=== Written task ===
Images should be left out, and everything else in the listing reproduced exactly.

BEGIN Dataset

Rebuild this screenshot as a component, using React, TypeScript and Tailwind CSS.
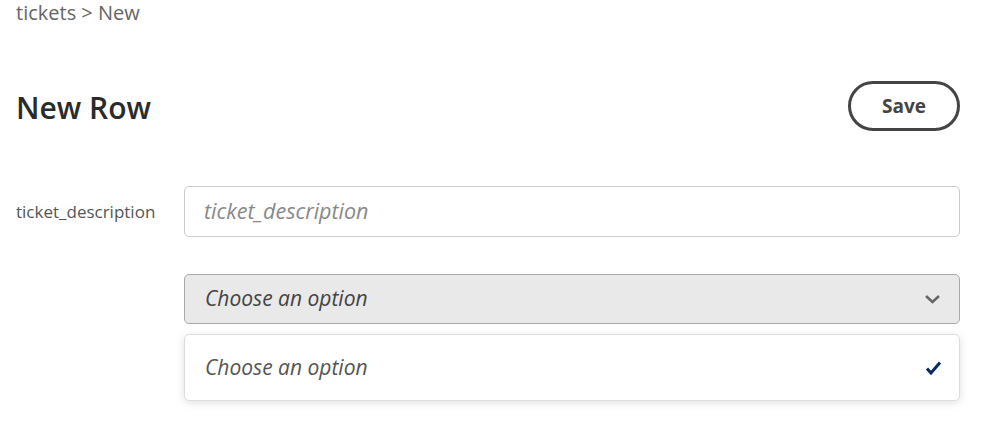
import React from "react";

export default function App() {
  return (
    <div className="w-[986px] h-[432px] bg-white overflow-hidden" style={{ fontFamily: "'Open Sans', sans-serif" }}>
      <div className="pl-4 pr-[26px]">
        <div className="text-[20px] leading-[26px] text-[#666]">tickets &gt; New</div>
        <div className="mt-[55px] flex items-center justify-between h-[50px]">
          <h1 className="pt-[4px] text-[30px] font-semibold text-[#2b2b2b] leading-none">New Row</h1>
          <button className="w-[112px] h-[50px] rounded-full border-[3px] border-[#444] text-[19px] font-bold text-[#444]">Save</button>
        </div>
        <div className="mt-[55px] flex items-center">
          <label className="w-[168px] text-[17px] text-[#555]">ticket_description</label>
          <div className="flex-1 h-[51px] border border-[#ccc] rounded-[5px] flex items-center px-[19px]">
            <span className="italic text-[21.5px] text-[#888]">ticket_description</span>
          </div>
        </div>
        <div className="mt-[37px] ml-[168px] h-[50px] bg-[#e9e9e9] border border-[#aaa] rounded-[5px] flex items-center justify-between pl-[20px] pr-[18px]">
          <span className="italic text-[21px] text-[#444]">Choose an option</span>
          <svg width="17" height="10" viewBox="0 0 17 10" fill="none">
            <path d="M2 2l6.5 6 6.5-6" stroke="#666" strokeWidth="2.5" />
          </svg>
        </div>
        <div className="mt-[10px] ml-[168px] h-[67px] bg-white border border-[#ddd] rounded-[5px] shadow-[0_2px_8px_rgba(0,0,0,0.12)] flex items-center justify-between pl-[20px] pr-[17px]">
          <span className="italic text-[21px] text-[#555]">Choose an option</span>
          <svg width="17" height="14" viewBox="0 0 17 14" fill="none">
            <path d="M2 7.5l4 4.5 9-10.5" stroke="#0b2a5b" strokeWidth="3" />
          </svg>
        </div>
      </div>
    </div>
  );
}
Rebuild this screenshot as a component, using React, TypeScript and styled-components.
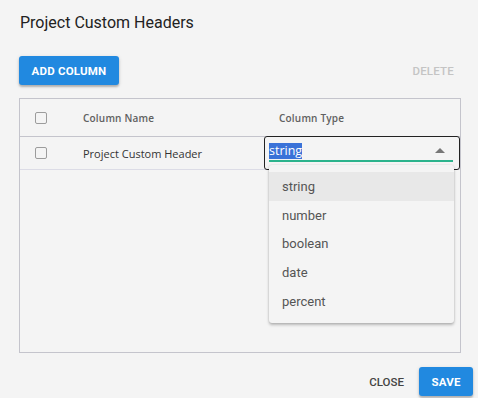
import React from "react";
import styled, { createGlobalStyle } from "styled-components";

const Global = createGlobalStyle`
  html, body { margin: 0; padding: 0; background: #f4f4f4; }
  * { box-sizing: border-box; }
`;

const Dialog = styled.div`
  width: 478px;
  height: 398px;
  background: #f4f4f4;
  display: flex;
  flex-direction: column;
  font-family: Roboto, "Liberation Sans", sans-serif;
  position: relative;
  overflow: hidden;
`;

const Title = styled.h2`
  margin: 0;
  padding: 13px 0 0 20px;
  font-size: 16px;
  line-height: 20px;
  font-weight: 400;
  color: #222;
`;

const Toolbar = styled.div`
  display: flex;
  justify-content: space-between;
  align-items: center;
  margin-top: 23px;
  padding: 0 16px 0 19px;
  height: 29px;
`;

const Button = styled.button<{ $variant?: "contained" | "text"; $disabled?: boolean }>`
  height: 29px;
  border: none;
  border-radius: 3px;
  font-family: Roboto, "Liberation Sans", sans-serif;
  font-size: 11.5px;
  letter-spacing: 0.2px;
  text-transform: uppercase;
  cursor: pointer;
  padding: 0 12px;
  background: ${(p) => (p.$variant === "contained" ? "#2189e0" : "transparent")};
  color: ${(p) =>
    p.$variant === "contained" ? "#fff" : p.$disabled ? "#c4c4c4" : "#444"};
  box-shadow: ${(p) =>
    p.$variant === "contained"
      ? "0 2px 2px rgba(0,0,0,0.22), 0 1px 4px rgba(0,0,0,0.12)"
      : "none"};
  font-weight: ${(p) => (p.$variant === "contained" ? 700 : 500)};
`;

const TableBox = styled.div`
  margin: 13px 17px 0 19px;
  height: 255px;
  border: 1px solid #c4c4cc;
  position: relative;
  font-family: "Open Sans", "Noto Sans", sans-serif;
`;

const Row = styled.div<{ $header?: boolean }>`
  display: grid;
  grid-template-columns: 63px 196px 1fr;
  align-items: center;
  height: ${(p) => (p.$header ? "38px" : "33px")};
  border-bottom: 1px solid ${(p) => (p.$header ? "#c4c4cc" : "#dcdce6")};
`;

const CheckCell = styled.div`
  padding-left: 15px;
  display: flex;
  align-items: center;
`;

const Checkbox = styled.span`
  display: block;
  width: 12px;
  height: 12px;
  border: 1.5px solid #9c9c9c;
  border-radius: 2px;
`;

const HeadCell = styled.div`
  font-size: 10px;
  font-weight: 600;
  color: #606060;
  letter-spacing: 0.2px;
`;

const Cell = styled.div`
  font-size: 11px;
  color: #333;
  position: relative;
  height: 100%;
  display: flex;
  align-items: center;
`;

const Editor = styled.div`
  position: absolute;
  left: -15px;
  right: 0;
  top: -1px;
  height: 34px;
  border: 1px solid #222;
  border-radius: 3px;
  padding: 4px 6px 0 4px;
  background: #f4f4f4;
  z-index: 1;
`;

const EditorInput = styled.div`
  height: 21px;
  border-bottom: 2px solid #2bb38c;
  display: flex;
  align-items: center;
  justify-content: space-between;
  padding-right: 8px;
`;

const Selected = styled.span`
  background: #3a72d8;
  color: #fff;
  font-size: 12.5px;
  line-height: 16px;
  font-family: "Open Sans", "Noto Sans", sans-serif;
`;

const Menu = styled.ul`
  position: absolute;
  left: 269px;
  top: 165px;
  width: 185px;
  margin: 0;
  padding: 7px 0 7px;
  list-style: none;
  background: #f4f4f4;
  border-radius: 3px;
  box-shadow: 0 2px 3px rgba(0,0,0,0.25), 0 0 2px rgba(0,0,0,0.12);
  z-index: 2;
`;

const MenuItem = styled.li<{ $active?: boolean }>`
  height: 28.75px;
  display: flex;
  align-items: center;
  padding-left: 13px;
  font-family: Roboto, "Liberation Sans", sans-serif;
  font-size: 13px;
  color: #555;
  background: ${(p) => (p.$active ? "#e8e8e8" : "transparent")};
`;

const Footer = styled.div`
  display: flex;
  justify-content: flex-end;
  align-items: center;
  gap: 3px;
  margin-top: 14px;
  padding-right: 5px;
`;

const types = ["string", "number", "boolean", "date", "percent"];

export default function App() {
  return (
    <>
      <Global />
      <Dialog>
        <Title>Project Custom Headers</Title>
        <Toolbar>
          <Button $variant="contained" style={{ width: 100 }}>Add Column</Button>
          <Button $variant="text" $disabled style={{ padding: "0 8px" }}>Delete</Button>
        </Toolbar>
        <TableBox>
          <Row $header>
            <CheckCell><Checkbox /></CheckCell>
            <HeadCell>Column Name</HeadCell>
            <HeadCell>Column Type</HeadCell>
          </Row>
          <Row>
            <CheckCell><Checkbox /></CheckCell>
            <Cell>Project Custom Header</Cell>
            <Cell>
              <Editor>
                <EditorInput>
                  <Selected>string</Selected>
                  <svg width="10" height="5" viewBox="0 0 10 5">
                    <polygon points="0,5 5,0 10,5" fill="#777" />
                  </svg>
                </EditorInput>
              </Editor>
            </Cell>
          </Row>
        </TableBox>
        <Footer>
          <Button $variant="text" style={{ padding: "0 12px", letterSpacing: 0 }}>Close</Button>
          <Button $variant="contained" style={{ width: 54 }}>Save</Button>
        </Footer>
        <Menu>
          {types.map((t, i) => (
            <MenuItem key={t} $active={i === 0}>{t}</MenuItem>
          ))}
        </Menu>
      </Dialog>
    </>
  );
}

END Dataset

=== Solution below ===
Rebuild this screenshot as a component, using React, TypeScript and Tailwind CSS.
import React from "react";

export default function App() {
  return (
    <div className="w-[986px] h-[432px] bg-white overflow-hidden" style={{ fontFamily: "'Open Sans', sans-serif" }}>
      <div className="pl-4 pr-[26px]">
        <div className="text-[20px] leading-[26px] text-[#666]">tickets &gt; New</div>
        <div className="mt-[55px] flex items-center justify-between h-[50px]">
          <h1 className="pt-[4px] text-[30px] font-semibold text-[#2b2b2b] leading-none">New Row</h1>
          <button className="w-[112px] h-[50px] rounded-full border-[3px] border-[#444] text-[19px] font-bold text-[#444]">Save</button>
        </div>
        <div className="mt-[55px] flex items-center">
          <label className="w-[168px] text-[17px] text-[#555]">ticket_description</label>
          <div className="flex-1 h-[51px] border border-[#ccc] rounded-[5px] flex items-center px-[19px]">
            <span className="italic text-[21.5px] text-[#888]">ticket_description</span>
          </div>
        </div>
        <div className="mt-[37px] ml-[168px] h-[50px] bg-[#e9e9e9] border border-[#aaa] rounded-[5px] flex items-center justify-between pl-[20px] pr-[18px]">
          <span className="italic text-[21px] text-[#444]">Choose an option</span>
          <svg width="17" height="10" viewBox="0 0 17 10" fill="none">
            <path d="M2 2l6.5 6 6.5-6" stroke="#666" strokeWidth="2.5" />
          </svg>
        </div>
        <div className="mt-[10px] ml-[168px] h-[67px] bg-white border border-[#ddd] rounded-[5px] shadow-[0_2px_8px_rgba(0,0,0,0.12)] flex items-center justify-between pl-[20px] pr-[17px]">
          <span className="italic text-[21px] text-[#555]">Choose an option</span>
          <svg width="17" height="14" viewBox="0 0 17 14" fill="none">
            <path d="M2 7.5l4 4.5 9-10.5" stroke="#0b2a5b" strokeWidth="3" />
          </svg>
        </div>
      </div>
    </div>
  );
}
Rebuild this screenshot as a component, using React, TypeScript and styled-components.
import React from "react";
import styled, { createGlobalStyle } from "styled-components";

const Global = createGlobalStyle`
  html, body { margin: 0; padding: 0; background: #f4f4f4; }
  * { box-sizing: border-box; }
`;

const Dialog = styled.div`
  width: 478px;
  height: 398px;
  background: #f4f4f4;
  display: flex;
  flex-direction: column;
  font-family: Roboto, "Liberation Sans", sans-serif;
  position: relative;
  overflow: hidden;
`;

const Title = styled.h2`
  margin: 0;
  padding: 13px 0 0 20px;
  font-size: 16px;
  line-height: 20px;
  font-weight: 400;
  color: #222;
`;

const Toolbar = styled.div`
  display: flex;
  justify-content: space-between;
  align-items: center;
  margin-top: 23px;
  padding: 0 16px 0 19px;
  height: 29px;
`;

const Button = styled.button<{ $variant?: "contained" | "text"; $disabled?: boolean }>`
  height: 29px;
  border: none;
  border-radius: 3px;
  font-family: Roboto, "Liberation Sans", sans-serif;
  font-size: 11.5px;
  letter-spacing: 0.2px;
  text-transform: uppercase;
  cursor: pointer;
  padding: 0 12px;
  background: ${(p) => (p.$variant === "contained" ? "#2189e0" : "transparent")};
  color: ${(p) =>
    p.$variant === "contained" ? "#fff" : p.$disabled ? "#c4c4c4" : "#444"};
  box-shadow: ${(p) =>
    p.$variant === "contained"
      ? "0 2px 2px rgba(0,0,0,0.22), 0 1px 4px rgba(0,0,0,0.12)"
      : "none"};
  font-weight: ${(p) => (p.$variant === "contained" ? 700 : 500)};
`;

const TableBox = styled.div`
  margin: 13px 17px 0 19px;
  height: 255px;
  border: 1px solid #c4c4cc;
  position: relative;
  font-family: "Open Sans", "Noto Sans", sans-serif;
`;

const Row = styled.div<{ $header?: boolean }>`
  display: grid;
  grid-template-columns: 63px 196px 1fr;
  align-items: center;
  height: ${(p) => (p.$header ? "38px" : "33px")};
  border-bottom: 1px solid ${(p) => (p.$header ? "#c4c4cc" : "#dcdce6")};
`;

const CheckCell = styled.div`
  padding-left: 15px;
  display: flex;
  align-items: center;
`;

const Checkbox = styled.span`
  display: block;
  width: 12px;
  height: 12px;
  border: 1.5px solid #9c9c9c;
  border-radius: 2px;
`;

const HeadCell = styled.div`
  font-size: 10px;
  font-weight: 600;
  color: #606060;
  letter-spacing: 0.2px;
`;

const Cell = styled.div`
  font-size: 11px;
  color: #333;
  position: relative;
  height: 100%;
  display: flex;
  align-items: center;
`;

const Editor = styled.div`
  position: absolute;
  left: -15px;
  right: 0;
  top: -1px;
  height: 34px;
  border: 1px solid #222;
  border-radius: 3px;
  padding: 4px 6px 0 4px;
  background: #f4f4f4;
  z-index: 1;
`;

const EditorInput = styled.div`
  height: 21px;
  border-bottom: 2px solid #2bb38c;
  display: flex;
  align-items: center;
  justify-content: space-between;
  padding-right: 8px;
`;

const Selected = styled.span`
  background: #3a72d8;
  color: #fff;
  font-size: 12.5px;
  line-height: 16px;
  font-family: "Open Sans", "Noto Sans", sans-serif;
`;

const Menu = styled.ul`
  position: absolute;
  left: 269px;
  top: 165px;
  width: 185px;
  margin: 0;
  padding: 7px 0 7px;
  list-style: none;
  background: #f4f4f4;
  border-radius: 3px;
  box-shadow: 0 2px 3px rgba(0,0,0,0.25), 0 0 2px rgba(0,0,0,0.12);
  z-index: 2;
`;

const MenuItem = styled.li<{ $active?: boolean }>`
  height: 28.75px;
  display: flex;
  align-items: center;
  padding-left: 13px;
  font-family: Roboto, "Liberation Sans", sans-serif;
  font-size: 13px;
  color: #555;
  background: ${(p) => (p.$active ? "#e8e8e8" : "transparent")};
`;

const Footer = styled.div`
  display: flex;
  justify-content: flex-end;
  align-items: center;
  gap: 3px;
  margin-top: 14px;
  padding-right: 5px;
`;

const types = ["string", "number", "boolean", "date", "percent"];

export default function App() {
  return (
    <>
      <Global />
      <Dialog>
        <Title>Project Custom Headers</Title>
        <Toolbar>
          <Button $variant="contained" style={{ width: 100 }}>Add Column</Button>
          <Button $variant="text" $disabled style={{ padding: "0 8px" }}>Delete</Button>
        </Toolbar>
        <TableBox>
          <Row $header>
            <CheckCell><Checkbox /></CheckCell>
            <HeadCell>Column Name</HeadCell>
            <HeadCell>Column Type</HeadCell>
          </Row>
          <Row>
            <CheckCell><Checkbox /></CheckCell>
            <Cell>Project Custom Header</Cell>
            <Cell>
              <Editor>
                <EditorInput>
                  <Selected>string</Selected>
                  <svg width="10" height="5" viewBox="0 0 10 5">
                    <polygon points="0,5 5,0 10,5" fill="#777" />
                  </svg>
                </EditorInput>
              </Editor>
            </Cell>
          </Row>
        </TableBox>
        <Footer>
          <Button $variant="text" style={{ padding: "0 12px", letterSpacing: 0 }}>Close</Button>
          <Button $variant="contained" style={{ width: 54 }}>Save</Button>
        </Footer>
        <Menu>
          {types.map((t, i) => (
            <MenuItem key={t} $active={i === 0}>{t}</MenuItem>
          ))}
        </Menu>
      </Dialog>
    </>
  );
}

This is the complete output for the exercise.